-- Start of Provided records --

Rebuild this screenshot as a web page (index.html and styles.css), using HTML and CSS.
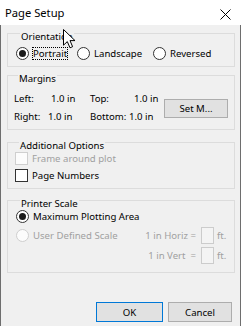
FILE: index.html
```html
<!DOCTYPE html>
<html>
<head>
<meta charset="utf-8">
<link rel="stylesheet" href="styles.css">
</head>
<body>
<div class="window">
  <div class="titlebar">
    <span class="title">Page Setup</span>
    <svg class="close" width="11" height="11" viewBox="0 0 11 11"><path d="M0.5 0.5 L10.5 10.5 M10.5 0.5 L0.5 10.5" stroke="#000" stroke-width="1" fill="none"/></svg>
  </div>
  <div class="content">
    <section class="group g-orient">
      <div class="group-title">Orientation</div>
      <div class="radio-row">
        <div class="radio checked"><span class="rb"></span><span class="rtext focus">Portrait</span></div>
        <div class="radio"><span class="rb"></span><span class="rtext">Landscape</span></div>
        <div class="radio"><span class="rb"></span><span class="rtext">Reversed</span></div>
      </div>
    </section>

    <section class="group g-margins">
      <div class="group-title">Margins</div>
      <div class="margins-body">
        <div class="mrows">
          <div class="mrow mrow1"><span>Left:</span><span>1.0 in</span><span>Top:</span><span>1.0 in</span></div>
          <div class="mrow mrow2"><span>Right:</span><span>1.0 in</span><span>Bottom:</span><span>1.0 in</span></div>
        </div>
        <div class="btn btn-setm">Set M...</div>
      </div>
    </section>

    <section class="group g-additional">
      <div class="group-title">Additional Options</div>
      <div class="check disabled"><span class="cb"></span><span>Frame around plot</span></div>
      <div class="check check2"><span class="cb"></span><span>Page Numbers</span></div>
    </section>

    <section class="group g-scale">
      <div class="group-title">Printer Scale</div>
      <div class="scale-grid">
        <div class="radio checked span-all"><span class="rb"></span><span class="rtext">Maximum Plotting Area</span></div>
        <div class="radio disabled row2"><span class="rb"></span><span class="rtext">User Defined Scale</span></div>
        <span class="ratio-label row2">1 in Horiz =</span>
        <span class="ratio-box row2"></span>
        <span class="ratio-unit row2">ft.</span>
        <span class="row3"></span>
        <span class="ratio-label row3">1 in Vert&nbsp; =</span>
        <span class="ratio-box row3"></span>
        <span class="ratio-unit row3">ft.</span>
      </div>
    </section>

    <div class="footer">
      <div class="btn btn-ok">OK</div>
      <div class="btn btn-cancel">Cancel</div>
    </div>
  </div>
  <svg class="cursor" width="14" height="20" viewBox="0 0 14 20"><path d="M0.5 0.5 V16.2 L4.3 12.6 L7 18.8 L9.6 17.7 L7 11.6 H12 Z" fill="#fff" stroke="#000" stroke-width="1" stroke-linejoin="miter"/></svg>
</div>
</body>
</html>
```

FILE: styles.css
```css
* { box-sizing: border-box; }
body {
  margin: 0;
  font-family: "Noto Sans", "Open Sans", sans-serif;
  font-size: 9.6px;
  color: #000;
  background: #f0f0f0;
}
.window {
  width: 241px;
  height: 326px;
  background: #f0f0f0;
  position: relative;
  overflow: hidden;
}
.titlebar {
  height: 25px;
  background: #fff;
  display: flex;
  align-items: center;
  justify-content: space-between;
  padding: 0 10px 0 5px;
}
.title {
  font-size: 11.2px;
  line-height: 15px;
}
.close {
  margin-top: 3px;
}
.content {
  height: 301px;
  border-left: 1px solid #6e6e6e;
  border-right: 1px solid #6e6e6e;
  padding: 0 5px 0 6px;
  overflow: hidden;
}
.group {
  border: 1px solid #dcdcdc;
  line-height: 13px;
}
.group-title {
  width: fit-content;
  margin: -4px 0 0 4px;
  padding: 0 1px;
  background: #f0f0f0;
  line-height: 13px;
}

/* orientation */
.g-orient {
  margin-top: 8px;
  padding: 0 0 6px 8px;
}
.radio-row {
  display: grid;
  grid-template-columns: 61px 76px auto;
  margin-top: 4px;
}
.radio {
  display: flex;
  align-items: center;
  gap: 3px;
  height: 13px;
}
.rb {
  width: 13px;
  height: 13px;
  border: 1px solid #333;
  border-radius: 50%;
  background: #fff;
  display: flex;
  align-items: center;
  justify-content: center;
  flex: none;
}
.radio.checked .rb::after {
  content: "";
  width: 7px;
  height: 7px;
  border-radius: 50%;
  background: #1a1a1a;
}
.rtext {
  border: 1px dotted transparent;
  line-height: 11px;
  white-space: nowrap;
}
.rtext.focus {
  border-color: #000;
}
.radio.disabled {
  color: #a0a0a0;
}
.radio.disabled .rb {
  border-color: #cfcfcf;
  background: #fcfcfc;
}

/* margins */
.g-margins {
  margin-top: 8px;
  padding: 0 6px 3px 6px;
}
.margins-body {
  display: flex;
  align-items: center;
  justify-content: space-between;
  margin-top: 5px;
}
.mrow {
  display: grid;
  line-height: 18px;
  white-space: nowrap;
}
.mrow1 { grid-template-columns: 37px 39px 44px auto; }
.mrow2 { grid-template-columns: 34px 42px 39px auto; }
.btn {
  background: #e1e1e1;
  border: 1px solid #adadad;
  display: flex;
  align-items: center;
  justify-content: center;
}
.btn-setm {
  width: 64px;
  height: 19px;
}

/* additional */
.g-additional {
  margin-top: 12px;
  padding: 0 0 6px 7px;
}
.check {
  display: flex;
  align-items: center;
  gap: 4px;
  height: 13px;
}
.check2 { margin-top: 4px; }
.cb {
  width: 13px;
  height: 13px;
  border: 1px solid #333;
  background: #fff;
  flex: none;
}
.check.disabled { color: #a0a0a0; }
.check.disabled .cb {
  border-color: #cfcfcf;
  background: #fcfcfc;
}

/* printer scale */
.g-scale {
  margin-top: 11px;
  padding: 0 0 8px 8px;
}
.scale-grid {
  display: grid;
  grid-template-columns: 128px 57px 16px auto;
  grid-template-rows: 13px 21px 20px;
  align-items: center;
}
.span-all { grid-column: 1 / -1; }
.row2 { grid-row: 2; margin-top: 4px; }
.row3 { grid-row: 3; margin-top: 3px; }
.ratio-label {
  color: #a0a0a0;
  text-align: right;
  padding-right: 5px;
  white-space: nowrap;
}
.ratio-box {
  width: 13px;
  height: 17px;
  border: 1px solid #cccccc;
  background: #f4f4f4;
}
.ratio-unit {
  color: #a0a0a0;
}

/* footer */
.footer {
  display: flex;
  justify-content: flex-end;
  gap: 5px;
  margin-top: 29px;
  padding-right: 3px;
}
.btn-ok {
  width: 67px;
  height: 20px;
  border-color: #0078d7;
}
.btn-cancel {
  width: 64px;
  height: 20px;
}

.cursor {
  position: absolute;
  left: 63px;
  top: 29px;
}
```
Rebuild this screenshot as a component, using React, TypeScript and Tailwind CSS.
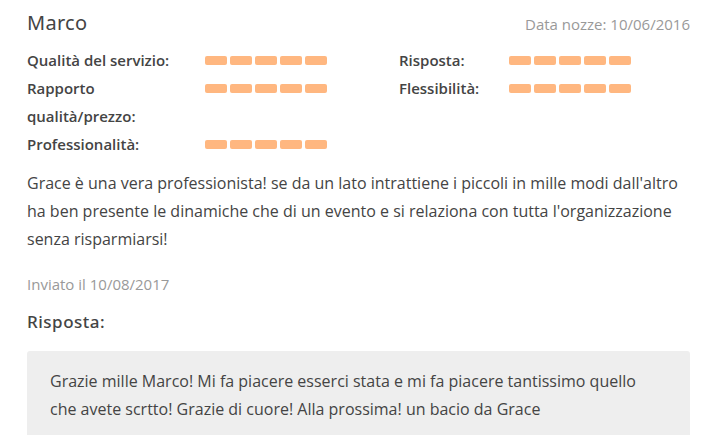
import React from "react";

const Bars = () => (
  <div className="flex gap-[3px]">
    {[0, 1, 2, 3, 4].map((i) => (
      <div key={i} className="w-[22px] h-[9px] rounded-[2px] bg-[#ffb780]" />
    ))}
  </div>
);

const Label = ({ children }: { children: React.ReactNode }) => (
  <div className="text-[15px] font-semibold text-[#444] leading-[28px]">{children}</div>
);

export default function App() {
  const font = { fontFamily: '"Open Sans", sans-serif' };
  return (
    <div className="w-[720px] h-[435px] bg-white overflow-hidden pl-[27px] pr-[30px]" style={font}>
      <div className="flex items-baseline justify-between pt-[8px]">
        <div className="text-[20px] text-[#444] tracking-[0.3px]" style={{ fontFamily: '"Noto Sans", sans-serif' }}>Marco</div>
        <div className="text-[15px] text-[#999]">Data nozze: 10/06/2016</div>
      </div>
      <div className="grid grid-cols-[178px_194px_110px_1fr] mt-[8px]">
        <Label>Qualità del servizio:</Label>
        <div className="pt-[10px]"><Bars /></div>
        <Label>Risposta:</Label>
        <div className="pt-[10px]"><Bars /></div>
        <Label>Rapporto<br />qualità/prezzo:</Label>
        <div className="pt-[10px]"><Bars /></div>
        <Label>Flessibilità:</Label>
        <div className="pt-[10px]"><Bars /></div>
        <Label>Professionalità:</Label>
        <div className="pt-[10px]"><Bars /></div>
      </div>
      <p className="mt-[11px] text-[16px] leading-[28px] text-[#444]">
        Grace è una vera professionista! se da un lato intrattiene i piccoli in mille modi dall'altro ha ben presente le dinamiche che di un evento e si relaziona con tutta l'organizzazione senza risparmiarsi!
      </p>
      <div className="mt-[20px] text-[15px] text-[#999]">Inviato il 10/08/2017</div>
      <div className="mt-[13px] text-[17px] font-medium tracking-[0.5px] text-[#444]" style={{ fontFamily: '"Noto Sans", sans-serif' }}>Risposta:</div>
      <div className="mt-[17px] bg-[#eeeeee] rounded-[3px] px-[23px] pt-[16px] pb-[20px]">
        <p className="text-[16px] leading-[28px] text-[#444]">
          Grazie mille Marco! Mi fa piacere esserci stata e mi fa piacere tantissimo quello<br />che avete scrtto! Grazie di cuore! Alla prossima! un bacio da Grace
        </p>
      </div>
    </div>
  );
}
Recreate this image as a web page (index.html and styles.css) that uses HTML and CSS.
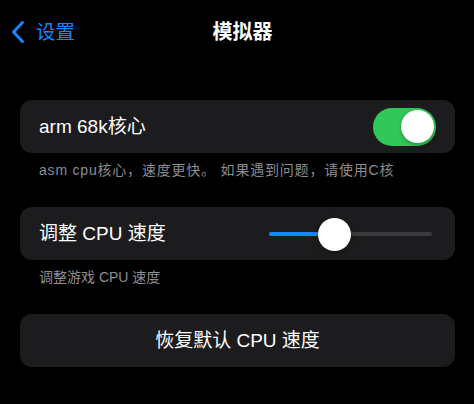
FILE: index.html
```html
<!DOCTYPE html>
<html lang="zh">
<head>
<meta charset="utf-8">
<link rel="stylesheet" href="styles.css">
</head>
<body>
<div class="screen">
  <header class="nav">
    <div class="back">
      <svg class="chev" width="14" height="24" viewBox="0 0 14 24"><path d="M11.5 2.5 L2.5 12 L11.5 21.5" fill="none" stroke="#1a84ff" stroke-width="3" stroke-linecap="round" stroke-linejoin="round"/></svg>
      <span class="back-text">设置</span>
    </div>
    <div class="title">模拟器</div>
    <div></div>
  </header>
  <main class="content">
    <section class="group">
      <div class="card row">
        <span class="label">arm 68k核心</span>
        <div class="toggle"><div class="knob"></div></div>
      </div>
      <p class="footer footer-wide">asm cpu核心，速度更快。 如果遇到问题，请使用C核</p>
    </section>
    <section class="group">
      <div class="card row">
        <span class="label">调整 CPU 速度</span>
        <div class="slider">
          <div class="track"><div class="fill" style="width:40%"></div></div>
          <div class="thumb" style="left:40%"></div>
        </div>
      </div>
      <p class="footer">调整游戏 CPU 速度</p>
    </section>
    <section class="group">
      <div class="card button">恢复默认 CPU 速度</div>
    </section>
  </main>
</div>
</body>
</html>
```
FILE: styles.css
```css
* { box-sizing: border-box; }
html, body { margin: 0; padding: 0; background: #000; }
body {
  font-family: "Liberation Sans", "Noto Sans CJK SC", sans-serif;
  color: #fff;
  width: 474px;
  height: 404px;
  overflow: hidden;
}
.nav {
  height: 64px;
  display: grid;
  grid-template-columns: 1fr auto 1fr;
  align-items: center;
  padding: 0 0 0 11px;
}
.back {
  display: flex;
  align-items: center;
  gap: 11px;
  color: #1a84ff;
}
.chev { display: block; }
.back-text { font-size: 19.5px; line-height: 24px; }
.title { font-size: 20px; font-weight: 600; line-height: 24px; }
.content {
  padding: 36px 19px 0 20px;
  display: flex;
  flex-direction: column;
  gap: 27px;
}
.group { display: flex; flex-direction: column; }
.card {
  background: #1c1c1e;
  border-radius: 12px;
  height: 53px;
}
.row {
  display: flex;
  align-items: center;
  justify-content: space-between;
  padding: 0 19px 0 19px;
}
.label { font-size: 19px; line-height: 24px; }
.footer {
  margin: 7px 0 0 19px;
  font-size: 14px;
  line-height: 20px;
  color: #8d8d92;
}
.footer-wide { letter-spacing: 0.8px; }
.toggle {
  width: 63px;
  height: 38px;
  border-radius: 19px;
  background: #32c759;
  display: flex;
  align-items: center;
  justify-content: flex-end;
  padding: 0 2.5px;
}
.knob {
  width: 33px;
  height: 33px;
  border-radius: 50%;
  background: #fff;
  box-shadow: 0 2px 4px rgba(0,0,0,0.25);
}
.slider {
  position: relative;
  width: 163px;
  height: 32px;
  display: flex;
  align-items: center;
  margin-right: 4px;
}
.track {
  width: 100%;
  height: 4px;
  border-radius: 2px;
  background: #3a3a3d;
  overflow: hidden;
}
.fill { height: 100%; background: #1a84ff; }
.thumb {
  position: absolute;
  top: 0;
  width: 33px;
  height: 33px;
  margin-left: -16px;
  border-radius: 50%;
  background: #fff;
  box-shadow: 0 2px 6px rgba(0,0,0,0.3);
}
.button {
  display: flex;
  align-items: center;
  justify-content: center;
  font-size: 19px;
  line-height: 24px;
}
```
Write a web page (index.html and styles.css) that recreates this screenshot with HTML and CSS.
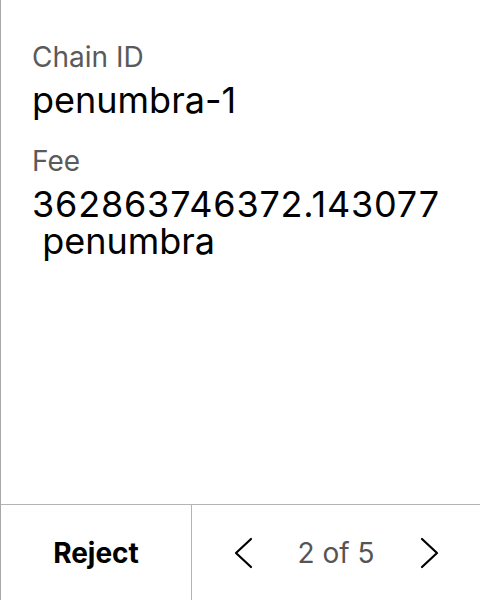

-- End of Provided records --

:: Goal ::
From the data above, pick out each line containing "this" and copy it.

:: Exercise result ::
Rebuild this screenshot as a web page (index.html and styles.css), using HTML and CSS.
Rebuild this screenshot as a component, using React, TypeScript and Tailwind CSS.
Recreate this image as a web page (index.html and styles.css) that uses HTML and CSS.
Write a web page (index.html and styles.css) that recreates this screenshot with HTML and CSS.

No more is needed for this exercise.